What you have to do:
In the copy, include every entry exactly but none of the images.

** Start Provided records **

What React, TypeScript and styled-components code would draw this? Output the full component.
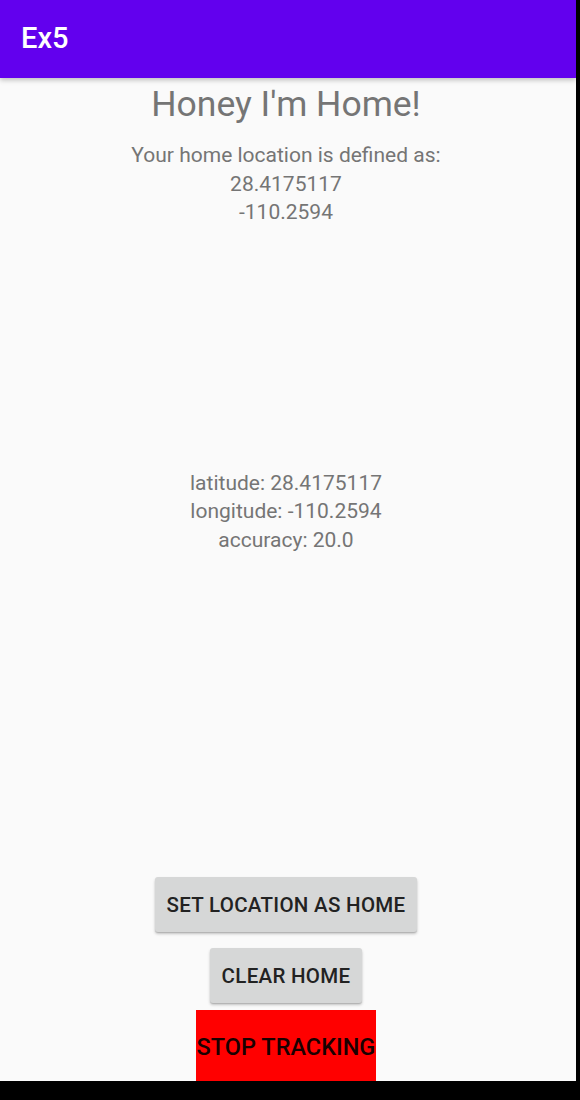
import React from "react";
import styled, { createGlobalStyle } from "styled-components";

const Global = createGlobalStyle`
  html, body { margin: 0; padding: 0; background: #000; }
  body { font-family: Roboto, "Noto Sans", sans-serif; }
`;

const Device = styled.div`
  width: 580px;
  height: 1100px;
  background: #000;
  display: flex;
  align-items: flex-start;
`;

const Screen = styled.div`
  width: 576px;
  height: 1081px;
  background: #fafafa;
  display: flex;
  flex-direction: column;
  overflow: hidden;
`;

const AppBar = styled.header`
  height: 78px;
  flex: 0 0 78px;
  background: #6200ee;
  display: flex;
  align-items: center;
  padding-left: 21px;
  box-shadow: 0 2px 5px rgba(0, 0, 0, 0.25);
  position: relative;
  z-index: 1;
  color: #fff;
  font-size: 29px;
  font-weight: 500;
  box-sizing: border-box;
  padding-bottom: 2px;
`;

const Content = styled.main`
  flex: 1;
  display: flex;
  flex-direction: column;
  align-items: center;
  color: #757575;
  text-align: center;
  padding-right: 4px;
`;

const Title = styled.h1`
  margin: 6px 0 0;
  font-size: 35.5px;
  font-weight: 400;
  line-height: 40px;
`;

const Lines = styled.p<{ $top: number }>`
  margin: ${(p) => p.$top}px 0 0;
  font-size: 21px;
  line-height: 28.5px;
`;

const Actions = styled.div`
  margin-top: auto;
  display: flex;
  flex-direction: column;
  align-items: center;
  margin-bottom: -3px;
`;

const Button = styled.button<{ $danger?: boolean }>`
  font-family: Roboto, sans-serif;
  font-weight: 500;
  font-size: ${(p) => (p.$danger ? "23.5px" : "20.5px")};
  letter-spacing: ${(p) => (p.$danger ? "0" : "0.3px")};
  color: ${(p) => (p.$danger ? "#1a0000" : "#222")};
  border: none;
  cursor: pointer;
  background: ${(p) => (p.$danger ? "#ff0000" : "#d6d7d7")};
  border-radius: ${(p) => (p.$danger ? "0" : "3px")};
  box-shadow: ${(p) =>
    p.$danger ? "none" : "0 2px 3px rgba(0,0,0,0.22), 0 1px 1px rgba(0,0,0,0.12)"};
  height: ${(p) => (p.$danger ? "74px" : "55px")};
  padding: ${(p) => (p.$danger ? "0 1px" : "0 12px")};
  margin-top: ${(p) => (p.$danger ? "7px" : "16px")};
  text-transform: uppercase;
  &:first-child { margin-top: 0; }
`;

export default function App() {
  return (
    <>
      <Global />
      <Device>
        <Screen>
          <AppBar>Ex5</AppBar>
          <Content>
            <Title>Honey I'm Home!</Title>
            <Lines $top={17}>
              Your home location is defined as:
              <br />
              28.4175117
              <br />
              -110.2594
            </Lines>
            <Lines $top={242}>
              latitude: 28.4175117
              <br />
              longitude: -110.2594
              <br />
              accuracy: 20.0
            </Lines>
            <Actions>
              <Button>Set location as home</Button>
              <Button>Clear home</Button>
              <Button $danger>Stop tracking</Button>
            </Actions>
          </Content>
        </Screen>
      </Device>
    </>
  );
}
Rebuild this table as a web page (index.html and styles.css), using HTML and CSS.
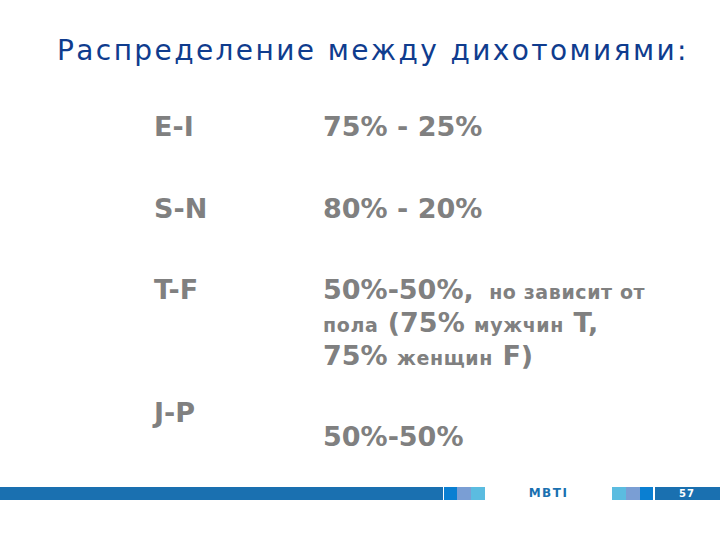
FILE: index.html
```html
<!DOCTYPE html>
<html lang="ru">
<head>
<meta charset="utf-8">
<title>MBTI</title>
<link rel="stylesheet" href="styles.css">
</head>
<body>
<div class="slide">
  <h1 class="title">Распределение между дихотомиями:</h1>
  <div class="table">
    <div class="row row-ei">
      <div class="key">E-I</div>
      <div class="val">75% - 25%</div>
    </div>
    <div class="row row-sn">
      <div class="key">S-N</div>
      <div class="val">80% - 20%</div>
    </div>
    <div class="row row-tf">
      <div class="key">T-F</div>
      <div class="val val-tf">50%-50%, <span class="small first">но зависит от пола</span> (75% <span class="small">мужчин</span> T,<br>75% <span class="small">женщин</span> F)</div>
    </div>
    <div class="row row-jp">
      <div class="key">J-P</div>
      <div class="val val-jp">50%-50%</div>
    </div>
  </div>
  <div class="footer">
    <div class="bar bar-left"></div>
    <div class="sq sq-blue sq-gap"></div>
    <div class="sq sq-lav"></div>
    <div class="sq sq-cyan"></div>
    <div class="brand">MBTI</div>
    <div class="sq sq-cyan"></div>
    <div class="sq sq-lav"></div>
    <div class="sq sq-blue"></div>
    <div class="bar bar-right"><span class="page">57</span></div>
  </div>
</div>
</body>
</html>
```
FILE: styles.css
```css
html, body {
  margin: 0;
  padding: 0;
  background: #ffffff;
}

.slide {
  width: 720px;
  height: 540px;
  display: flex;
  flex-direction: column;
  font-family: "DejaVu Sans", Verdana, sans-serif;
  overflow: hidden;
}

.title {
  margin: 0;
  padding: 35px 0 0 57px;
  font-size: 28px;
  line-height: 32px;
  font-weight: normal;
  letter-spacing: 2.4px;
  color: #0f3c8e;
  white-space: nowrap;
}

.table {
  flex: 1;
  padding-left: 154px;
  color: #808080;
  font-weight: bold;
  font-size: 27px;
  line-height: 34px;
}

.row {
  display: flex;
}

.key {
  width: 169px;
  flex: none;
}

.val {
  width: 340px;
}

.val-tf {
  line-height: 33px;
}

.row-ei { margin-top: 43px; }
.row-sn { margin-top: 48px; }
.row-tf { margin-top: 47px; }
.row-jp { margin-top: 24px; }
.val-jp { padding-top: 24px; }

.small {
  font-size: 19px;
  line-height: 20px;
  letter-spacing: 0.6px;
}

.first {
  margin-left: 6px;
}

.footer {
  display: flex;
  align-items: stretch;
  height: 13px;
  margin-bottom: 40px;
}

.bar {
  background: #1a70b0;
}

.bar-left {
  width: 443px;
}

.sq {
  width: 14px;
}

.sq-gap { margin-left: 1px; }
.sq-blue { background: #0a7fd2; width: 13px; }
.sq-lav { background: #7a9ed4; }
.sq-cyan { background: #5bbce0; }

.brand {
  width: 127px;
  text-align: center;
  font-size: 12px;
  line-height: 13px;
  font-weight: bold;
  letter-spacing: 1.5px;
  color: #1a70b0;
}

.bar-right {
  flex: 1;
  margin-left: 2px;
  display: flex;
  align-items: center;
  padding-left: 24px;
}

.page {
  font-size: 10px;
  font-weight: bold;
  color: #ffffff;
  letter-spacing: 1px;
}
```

** End Provided records **

Exercise output:
What React, TypeScript and styled-components code would draw this? Output the full component.
import React from "react";
import styled, { createGlobalStyle } from "styled-components";

const Global = createGlobalStyle`
  html, body { margin: 0; padding: 0; background: #000; }
  body { font-family: Roboto, "Noto Sans", sans-serif; }
`;

const Device = styled.div`
  width: 580px;
  height: 1100px;
  background: #000;
  display: flex;
  align-items: flex-start;
`;

const Screen = styled.div`
  width: 576px;
  height: 1081px;
  background: #fafafa;
  display: flex;
  flex-direction: column;
  overflow: hidden;
`;

const AppBar = styled.header`
  height: 78px;
  flex: 0 0 78px;
  background: #6200ee;
  display: flex;
  align-items: center;
  padding-left: 21px;
  box-shadow: 0 2px 5px rgba(0, 0, 0, 0.25);
  position: relative;
  z-index: 1;
  color: #fff;
  font-size: 29px;
  font-weight: 500;
  box-sizing: border-box;
  padding-bottom: 2px;
`;

const Content = styled.main`
  flex: 1;
  display: flex;
  flex-direction: column;
  align-items: center;
  color: #757575;
  text-align: center;
  padding-right: 4px;
`;

const Title = styled.h1`
  margin: 6px 0 0;
  font-size: 35.5px;
  font-weight: 400;
  line-height: 40px;
`;

const Lines = styled.p<{ $top: number }>`
  margin: ${(p) => p.$top}px 0 0;
  font-size: 21px;
  line-height: 28.5px;
`;

const Actions = styled.div`
  margin-top: auto;
  display: flex;
  flex-direction: column;
  align-items: center;
  margin-bottom: -3px;
`;

const Button = styled.button<{ $danger?: boolean }>`
  font-family: Roboto, sans-serif;
  font-weight: 500;
  font-size: ${(p) => (p.$danger ? "23.5px" : "20.5px")};
  letter-spacing: ${(p) => (p.$danger ? "0" : "0.3px")};
  color: ${(p) => (p.$danger ? "#1a0000" : "#222")};
  border: none;
  cursor: pointer;
  background: ${(p) => (p.$danger ? "#ff0000" : "#d6d7d7")};
  border-radius: ${(p) => (p.$danger ? "0" : "3px")};
  box-shadow: ${(p) =>
    p.$danger ? "none" : "0 2px 3px rgba(0,0,0,0.22), 0 1px 1px rgba(0,0,0,0.12)"};
  height: ${(p) => (p.$danger ? "74px" : "55px")};
  padding: ${(p) => (p.$danger ? "0 1px" : "0 12px")};
  margin-top: ${(p) => (p.$danger ? "7px" : "16px")};
  text-transform: uppercase;
  &:first-child { margin-top: 0; }
`;

export default function App() {
  return (
    <>
      <Global />
      <Device>
        <Screen>
          <AppBar>Ex5</AppBar>
          <Content>
            <Title>Honey I'm Home!</Title>
            <Lines $top={17}>
              Your home location is defined as:
              <br />
              28.4175117
              <br />
              -110.2594
            </Lines>
            <Lines $top={242}>
              latitude: 28.4175117
              <br />
              longitude: -110.2594
              <br />
              accuracy: 20.0
            </Lines>
            <Actions>
              <Button>Set location as home</Button>
              <Button>Clear home</Button>
              <Button $danger>Stop tracking</Button>
            </Actions>
          </Content>
        </Screen>
      </Device>
    </>
  );
}
Rebuild this table as a web page (index.html and styles.css), using HTML and CSS.
FILE: index.html
```html
<!DOCTYPE html>
<html lang="ru">
<head>
<meta charset="utf-8">
<title>MBTI</title>
<link rel="stylesheet" href="styles.css">
</head>
<body>
<div class="slide">
  <h1 class="title">Распределение между дихотомиями:</h1>
  <div class="table">
    <div class="row row-ei">
      <div class="key">E-I</div>
      <div class="val">75% - 25%</div>
    </div>
    <div class="row row-sn">
      <div class="key">S-N</div>
      <div class="val">80% - 20%</div>
    </div>
    <div class="row row-tf">
      <div class="key">T-F</div>
      <div class="val val-tf">50%-50%, <span class="small first">но зависит от пола</span> (75% <span class="small">мужчин</span> T,<br>75% <span class="small">женщин</span> F)</div>
    </div>
    <div class="row row-jp">
      <div class="key">J-P</div>
      <div class="val val-jp">50%-50%</div>
    </div>
  </div>
  <div class="footer">
    <div class="bar bar-left"></div>
    <div class="sq sq-blue sq-gap"></div>
    <div class="sq sq-lav"></div>
    <div class="sq sq-cyan"></div>
    <div class="brand">MBTI</div>
    <div class="sq sq-cyan"></div>
    <div class="sq sq-lav"></div>
    <div class="sq sq-blue"></div>
    <div class="bar bar-right"><span class="page">57</span></div>
  </div>
</div>
</body>
</html>
```
FILE: styles.css
```css
html, body {
  margin: 0;
  padding: 0;
  background: #ffffff;
}

.slide {
  width: 720px;
  height: 540px;
  display: flex;
  flex-direction: column;
  font-family: "DejaVu Sans", Verdana, sans-serif;
  overflow: hidden;
}

.title {
  margin: 0;
  padding: 35px 0 0 57px;
  font-size: 28px;
  line-height: 32px;
  font-weight: normal;
  letter-spacing: 2.4px;
  color: #0f3c8e;
  white-space: nowrap;
}

.table {
  flex: 1;
  padding-left: 154px;
  color: #808080;
  font-weight: bold;
  font-size: 27px;
  line-height: 34px;
}

.row {
  display: flex;
}

.key {
  width: 169px;
  flex: none;
}

.val {
  width: 340px;
}

.val-tf {
  line-height: 33px;
}

.row-ei { margin-top: 43px; }
.row-sn { margin-top: 48px; }
.row-tf { margin-top: 47px; }
.row-jp { margin-top: 24px; }
.val-jp { padding-top: 24px; }

.small {
  font-size: 19px;
  line-height: 20px;
  letter-spacing: 0.6px;
}

.first {
  margin-left: 6px;
}

.footer {
  display: flex;
  align-items: stretch;
  height: 13px;
  margin-bottom: 40px;
}

.bar {
  background: #1a70b0;
}

.bar-left {
  width: 443px;
}

.sq {
  width: 14px;
}

.sq-gap { margin-left: 1px; }
.sq-blue { background: #0a7fd2; width: 13px; }
.sq-lav { background: #7a9ed4; }
.sq-cyan { background: #5bbce0; }

.brand {
  width: 127px;
  text-align: center;
  font-size: 12px;
  line-height: 13px;
  font-weight: bold;
  letter-spacing: 1.5px;
  color: #1a70b0;
}

.bar-right {
  flex: 1;
  margin-left: 2px;
  display: flex;
  align-items: center;
  padding-left: 24px;
}

.page {
  font-size: 10px;
  font-weight: bold;
  color: #ffffff;
  letter-spacing: 1px;
}
```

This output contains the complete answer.